Но и Аркадий Удальцов, когда стал главным редактором, назначил Бонча своим замом. Тоже за те же качества?

А, может, за его связи с такими людьми, которыми ни Удальцов, ни Бурлацкий пренебрегать бы не стали?

Бонч окончил журфак. И получил фантастическое распределение – ответственным секретарём в "Московскую правду". А после недолгой работы в газете был избран освобождённым секретарём московского отделения Союза журналистов – должность не только хорошо оплачиваемая, но номенклатурная, сулящая прекрасные перспективы.

И прирождённый аппаратчик Бонч-Бруевич наверняка бы не остановился в своём карьерном росте, если б однажды, управляя автомобилем в нетрезвом виде, не наехал на людей.

Скандал удалось замять – помогли связи с влиятельными приятелями приёмного отца. Судить Бонча не стали. Но от секретарской работы освободили. И направили к нам в газету.

А Бурлацкий продолжал реформы. Обновил внешний облик газеты. Кажется, именно при нём исчез из логотипа Горький и остался, как и было прежде, – только Пушкин.

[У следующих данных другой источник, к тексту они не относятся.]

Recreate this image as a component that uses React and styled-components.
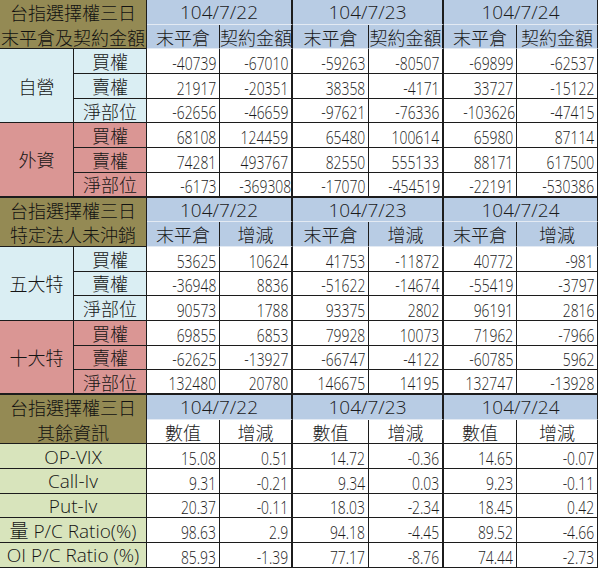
import React from "react";
import styled, { createGlobalStyle } from "styled-components";

const DARK = "#1c1c1c";
const OLIVE = "#948a54";
const BLUE = "#b8cce4";
const CYAN = "#daeef3";
const PINK = "#da9694";
const GREEN = "#d8e4bc";

const GlobalStyle = createGlobalStyle`
  html, body { margin: 0; padding: 0; background: #fff; }
  body { font-family: "Noto Sans CJK TC", "Liberation Sans", sans-serif; color: #151515; }
`;

const Sheet = styled.table`
  width: 598px;
  table-layout: fixed;
  border-collapse: separate;
  border-spacing: 0;
`;

const Row = styled.tr`
  height: 24.7px;
`;

const BaseCell = styled.td`
  box-sizing: border-box;
  padding: 0;
  white-space: nowrap;
  vertical-align: middle;
  line-height: 20px;
  font-weight: 300;
  border-right: ${(p) => p.$br || `1px solid ${DARK}`};
  border-bottom: ${(p) => p.$bb || `1px solid ${DARK}`};
`;

const TitleCell = styled(BaseCell)`
  background: ${OLIVE};
  text-align: center;
  font-family: "Noto Sans CJK TC", sans-serif;
  font-size: 18px;
  color: #111;
  overflow: hidden;
`;

const DateCell = styled(BaseCell)`
  background: ${BLUE};
  text-align: center;
  font-family: "Open Sans", "Liberation Sans", sans-serif;
  font-size: 19px;
  color: #1a1a1a;
  padding-top: 1px;
`;

const SubHeadCell = styled(BaseCell)`
  background: ${(p) => p.$bg};
  text-align: center;
  font-family: "Noto Sans CJK TC", sans-serif;
  font-size: 18px;
  color: #1a1a1a;
`;

const GroupCell = styled(BaseCell)`
  background: ${(p) => p.$bg};
  text-align: center;
  font-family: "Noto Sans CJK TC", sans-serif;
  font-size: 18px;
`;

const LabelCell = styled(BaseCell)`
  background: ${(p) => p.$bg};
  text-align: center;
  font-family: "Noto Sans CJK TC", sans-serif;
  font-size: 18px;
`;

const InfoLabelCell = styled(BaseCell)`
  background: ${GREEN};
  text-align: center;
  font-family: "Open Sans", "Noto Sans CJK TC", sans-serif;
  font-size: 19px;
  padding-top: 1px;
`;

const NumCell = styled(BaseCell)`
  background: #fff;
  text-align: right;
  vertical-align: bottom;
  line-height: 17px;
  padding: 0 3px 1px 0;
`;

const NumText = styled.span`
  display: inline-block;
  font-family: "Open Sans", "Liberation Sans", sans-serif;
  font-weight: 300;
  font-size: 19px;
  color: #1a1a1a;
  transform: scaleX(0.73);
  transform-origin: right center;
`;

const COLS = [74, 73, 73, 73, 76, 75, 73, 81];
const DATES = ["104/7/22", "104/7/23", "104/7/24"];

const sections = [
  {
    title: ["台指選擇權三日", "末平倉及契約金額"],
    sub: ["末平倉", "契約金額"],
    subBg: BLUE,
    groups: [
      {
        name: "自營",
        bg: CYAN,
        rows: [
          ["買權", "-40739", "-67010", "-59263", "-80507", "-69899", "-62537"],
          ["賣權", "21917", "-20351", "38358", "-4171", "33727", "-15122"],
          ["淨部位", "-62656", "-46659", "-97621", "-76336", "-103626", "-47415"],
        ],
      },
      {
        name: "外資",
        bg: PINK,
        rows: [
          ["買權", "68108", "124459", "65480", "100614", "65980", "87114"],
          ["賣權", "74281", "493767", "82550", "555133", "88171", "617500"],
          ["淨部位", "-6173", "-369308", "-17070", "-454519", "-22191", "-530386"],
        ],
      },
    ],
  },
  {
    title: ["台指選擇權三日", "特定法人未沖銷"],
    sub: ["末平倉", "增減"],
    subBg: BLUE,
    groups: [
      {
        name: "五大特",
        bg: CYAN,
        rows: [
          ["買權", "53625", "10624", "41753", "-11872", "40772", "-981"],
          ["賣權", "-36948", "8836", "-51622", "-14674", "-55419", "-3797"],
          ["淨部位", "90573", "1788", "93375", "2802", "96191", "2816"],
        ],
      },
      {
        name: "十大特",
        bg: PINK,
        rows: [
          ["買權", "69855", "6853", "79928", "10073", "71962", "-7966"],
          ["賣權", "-62625", "-13927", "-66747", "-4122", "-60785", "5962"],
          ["淨部位", "132480", "20780", "146675", "14195", "132747", "-13928"],
        ],
      },
    ],
  },
  {
    title: ["台指選擇權三日", "其餘資訊"],
    sub: ["數值", "增減"],
    subBg: "#ffffff",
    info: [
      ["OP-VIX", "15.08", "0.51", "14.72", "-0.36", "14.65", "-0.07"],
      ["Call-Iv", "9.31", "-0.21", "9.34", "0.03", "9.23", "-0.11"],
      ["Put-Iv", "20.37", "-0.11", "18.03", "-2.34", "18.45", "0.42"],
      ["量 P/C Ratio(%)", "98.63", "2.9", "94.18", "-4.45", "89.52", "-4.66"],
      ["OI P/C Ratio (%)", "85.93", "-1.39", "77.17", "-8.76", "74.44", "-2.73"],
    ],
  },
];

const thick = `2px solid ${DARK}`;
const thin = `1px solid ${DARK}`;
const light = `1px solid #e3eaf3`;

// right border for data column index 0..5
const dataRight = (i) => (i % 2 === 0 ? thin : i === 5 ? thin : thick);

function NumberCells({ values, bottom }) {
  return values.map((v, i) => (
    <NumCell key={i} $br={dataRight(i)} $bb={bottom}>
      <NumText>{v}</NumText>
    </NumCell>
  ));
}

function SectionHeader({ section }) {
  return (
    <>
      <Row>
        <TitleCell colSpan={2} $bb="none">
          {section.title[0]}
        </TitleCell>
        {DATES.map((d, i) => (
          <DateCell key={d} colSpan={2} $br={i === 2 ? thin : thick} $bb={light}>
            {d}
          </DateCell>
        ))}
      </Row>
      <Row>
        <TitleCell colSpan={2}>{section.title[1]}</TitleCell>
        {[0, 1, 2, 3, 4, 5].map((i) => (
          <SubHeadCell
            key={i}
            $bg={section.subBg}
            $br={dataRight(i)}
            $bb={section.subBg === BLUE ? light : thin}
          >
            {section.sub[i % 2]}
          </SubHeadCell>
        ))}
      </Row>
    </>
  );
}

function GroupRows({ group, last }) {
  return group.rows.map((r, ri) => {
    const isLastRow = ri === group.rows.length - 1;
    const bottom = last && isLastRow ? thick : thin;
    return (
      <Row key={ri}>
        {ri === 0 && (
          <GroupCell rowSpan={3} $bg={group.bg} $bb={last ? thick : thin}>
            {group.name}
          </GroupCell>
        )}
        <LabelCell $bg={group.bg} $bb={bottom}>
          {r[0]}
        </LabelCell>
        <NumberCells values={r.slice(1)} bottom={bottom} />
      </Row>
    );
  });
}

function InfoRows({ rows }) {
  return rows.map((r, ri) => (
    <Row key={ri}>
      <InfoLabelCell colSpan={2}>{r[0]}</InfoLabelCell>
      <NumberCells values={r.slice(1)} bottom={thin} />
    </Row>
  ));
}

export default function App() {
  return (
    <>
      <GlobalStyle />
      <Sheet>
        <colgroup>
          {COLS.map((w, i) => (
            <col key={i} style={{ width: w }} />
          ))}
        </colgroup>
        <tbody>
          {sections.map((s, si) => (
            <React.Fragment key={si}>
              <SectionHeader section={s} />
              {s.groups &&
                s.groups.map((g, gi) => (
                  <GroupRows key={gi} group={g} last={gi === s.groups.length - 1} />
                ))}
              {s.info && <InfoRows rows={s.info} />}
            </React.Fragment>
          ))}
        </tbody>
      </Sheet>
    </>
  );
}
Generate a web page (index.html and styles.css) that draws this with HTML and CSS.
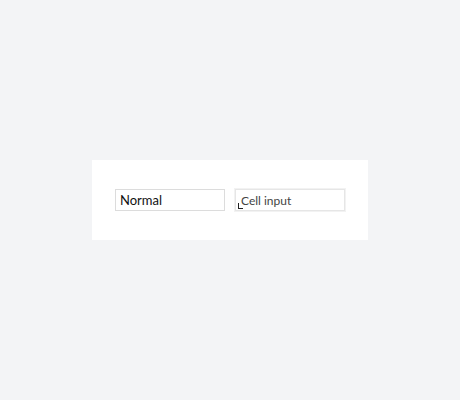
FILE: index.html
```html
<!DOCTYPE html>
<html>
<head>
<meta charset="utf-8">
<link rel="stylesheet" href="styles.css">
</head>
<body>
<div class="card">
  <div class="field normal">Normal</div>
  <div class="field cell"><span class="corner"></span>Cell input</div>
</div>
</body>
</html>
```
FILE: styles.css
```css
html, body {
  margin: 0;
  height: 100%;
}
body {
  background: #f3f4f6;
  display: flex;
  align-items: center;
  justify-content: center;
  font-family: Lato, "Noto Sans", sans-serif;
}
.card {
  background: #ffffff;
  width: 276px;
  height: 80px;
  box-sizing: border-box;
  padding: 0 23px;
  display: flex;
  align-items: center;
  gap: 10px;
}
.field {
  width: 110px;
  height: 22px;
  box-sizing: border-box;
  display: flex;
  align-items: center;
  position: relative;
}
.normal {
  border: 1px solid #dcdcdc;
  padding-left: 4px;
  font-size: 13px;
  color: #111;
}
.cell {
  border: 1px solid #e6e6e6;
  outline: 1px solid #f2f2f2;
  padding-left: 5px;
  font-size: 12px;
  color: #444;
}
.corner {
  position: absolute;
  left: 2px;
  top: 13px;
  width: 4px;
  height: 5px;
  border-left: 1px solid #222;
  border-bottom: 1px solid #222;
}
```
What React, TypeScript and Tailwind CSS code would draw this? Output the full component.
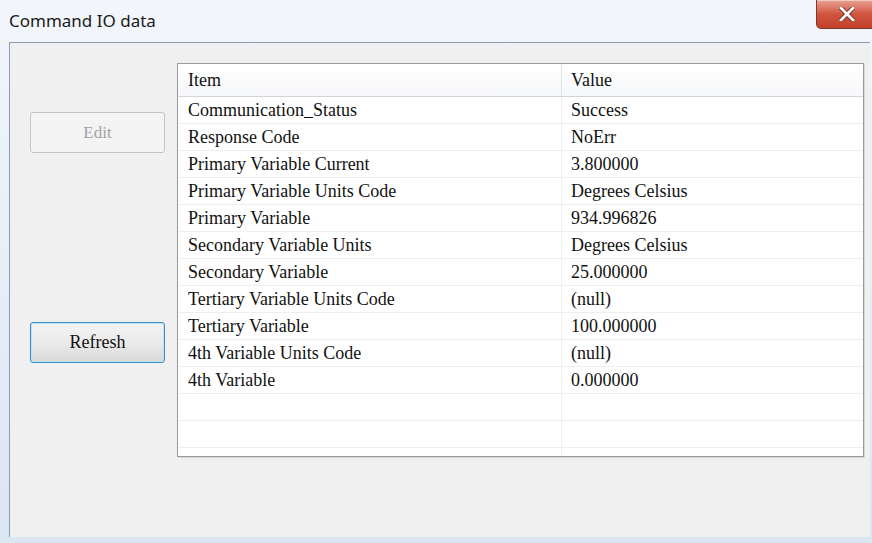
import React from "react";

type Row = { item: string; value: string };

const rows: Row[] = [
  { item: "Communication_Status", value: "Success" },
  { item: "Response Code", value: "NoErr" },
  { item: "Primary Variable Current", value: "3.800000" },
  { item: "Primary Variable Units Code", value: "Degrees Celsius" },
  { item: "Primary Variable", value: "934.996826" },
  { item: "Secondary Variable Units", value: "Degrees Celsius" },
  { item: "Secondary Variable", value: "25.000000" },
  { item: "Tertiary Variable Units Code", value: "(null)" },
  { item: "Tertiary Variable", value: "100.000000" },
  { item: "4th Variable Units Code", value: "(null)" },
  { item: "4th Variable", value: "0.000000" },
  { item: "", value: "" },
  { item: "", value: "" },
  { item: "", value: "" },
];

function CloseButton() {
  return (
    <div className="w-[62px] h-[29px] -mr-[6px] rounded-bl-[5px] border border-[#7a3a2f] border-t-0 bg-gradient-to-b from-[#e8a093] via-[#d0553f] to-[#c2412a] flex items-center justify-center shadow-[inset_0_1px_0_rgba(255,255,255,0.45)]">
      <svg width="16" height="14" viewBox="0 0 16 14">
        <path d="M2 1 L14 13 M14 1 L2 13" stroke="#6b2a20" strokeWidth="4.5" strokeLinecap="square" />
        <path d="M2 1 L14 13 M14 1 L2 13" stroke="#ffffff" strokeWidth="2.8" strokeLinecap="square" />
      </svg>
    </div>
  );
}

export default function App() {
  return (
    <div className="w-[872px] h-[543px] overflow-hidden bg-gradient-to-b from-[#f3f6fb] via-[#e6eef8] to-[#dbe6f3] flex flex-col">
      {/* title bar */}
      <div className="h-[42px] flex items-start justify-between pl-[9px]">
        <span className="mt-[8px] text-[17px] text-[#1a1a1a] font-['Noto_Sans',sans-serif]">
          Command IO data
        </span>
        <CloseButton />
      </div>

      {/* client area */}
      <div className="flex-1 ml-[9px] mr-[2px] mb-[6px] border-l border-t border-[#8b9db5] bg-[#f0f0f0] flex gap-[12px] pl-[20px] pt-[20px] font-['Liberation_Serif',serif]">
        <div className="w-[135px] flex flex-col gap-[169px] pt-[49px]">
          <button className="h-[41px] rounded-[3px] border border-[#c4c4c4] bg-[#f4f4f4] text-[17px] text-[#a3a3a3] font-['Liberation_Serif',serif]">
            Edit
          </button>
          <button className="h-[41px] rounded-[3px] border border-[#3a8ec4] bg-gradient-to-b from-[#f4f4f4] via-[#ebebeb] to-[#d9d9d9] text-[18px] text-[#111] shadow-[inset_0_0_0_1px_#bfe3f7] font-['Liberation_Serif',serif]">
            Refresh
          </button>
        </div>

        <div className="w-[687px] h-[394px] overflow-hidden border border-[#9a9a9a] bg-white shadow-[1px_1px_0_#d8d8d8]">
          <div className="h-[33px] flex border-b border-[#d5d5d5] bg-gradient-to-b from-white to-[#f6f7f9] text-[18px] text-[#111]">
            <div className="w-[384px] pl-[10px] flex items-center border-r border-[#e3e3e3]">Item</div>
            <div className="flex-1 pl-[9px] flex items-center">Value</div>
          </div>
          {rows.map((r, i) => (
            <div key={i} className="h-[27px] flex border-b border-[#efefef] text-[18px] text-[#111]">
              <div className="w-[384px] pl-[10px] flex items-center border-r border-[#f0f0f0] whitespace-nowrap">{r.item}</div>
              <div className="flex-1 pl-[9px] flex items-center whitespace-nowrap">{r.value}</div>
            </div>
          ))}
        </div>
      </div>
    </div>
  );
}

Горького выдумали вставить в ЦК. Дескать, как же так? Основоположник социалистического реализма и не украшает своим портретом писательскую газету! Воспользовались горьковским юбилеем, придумали письмо рядового читателя, умоляющего поместить рядом с Пушкиным Горького, напечатали это письмо и немедленно в том же номере просьбу читателя выполнили. Не испытали смущения, что при этом вечно сопровождающее логотип разъяснение, что газета-де основана при участии Пушкина, наполняется ещё более туманным смыслом.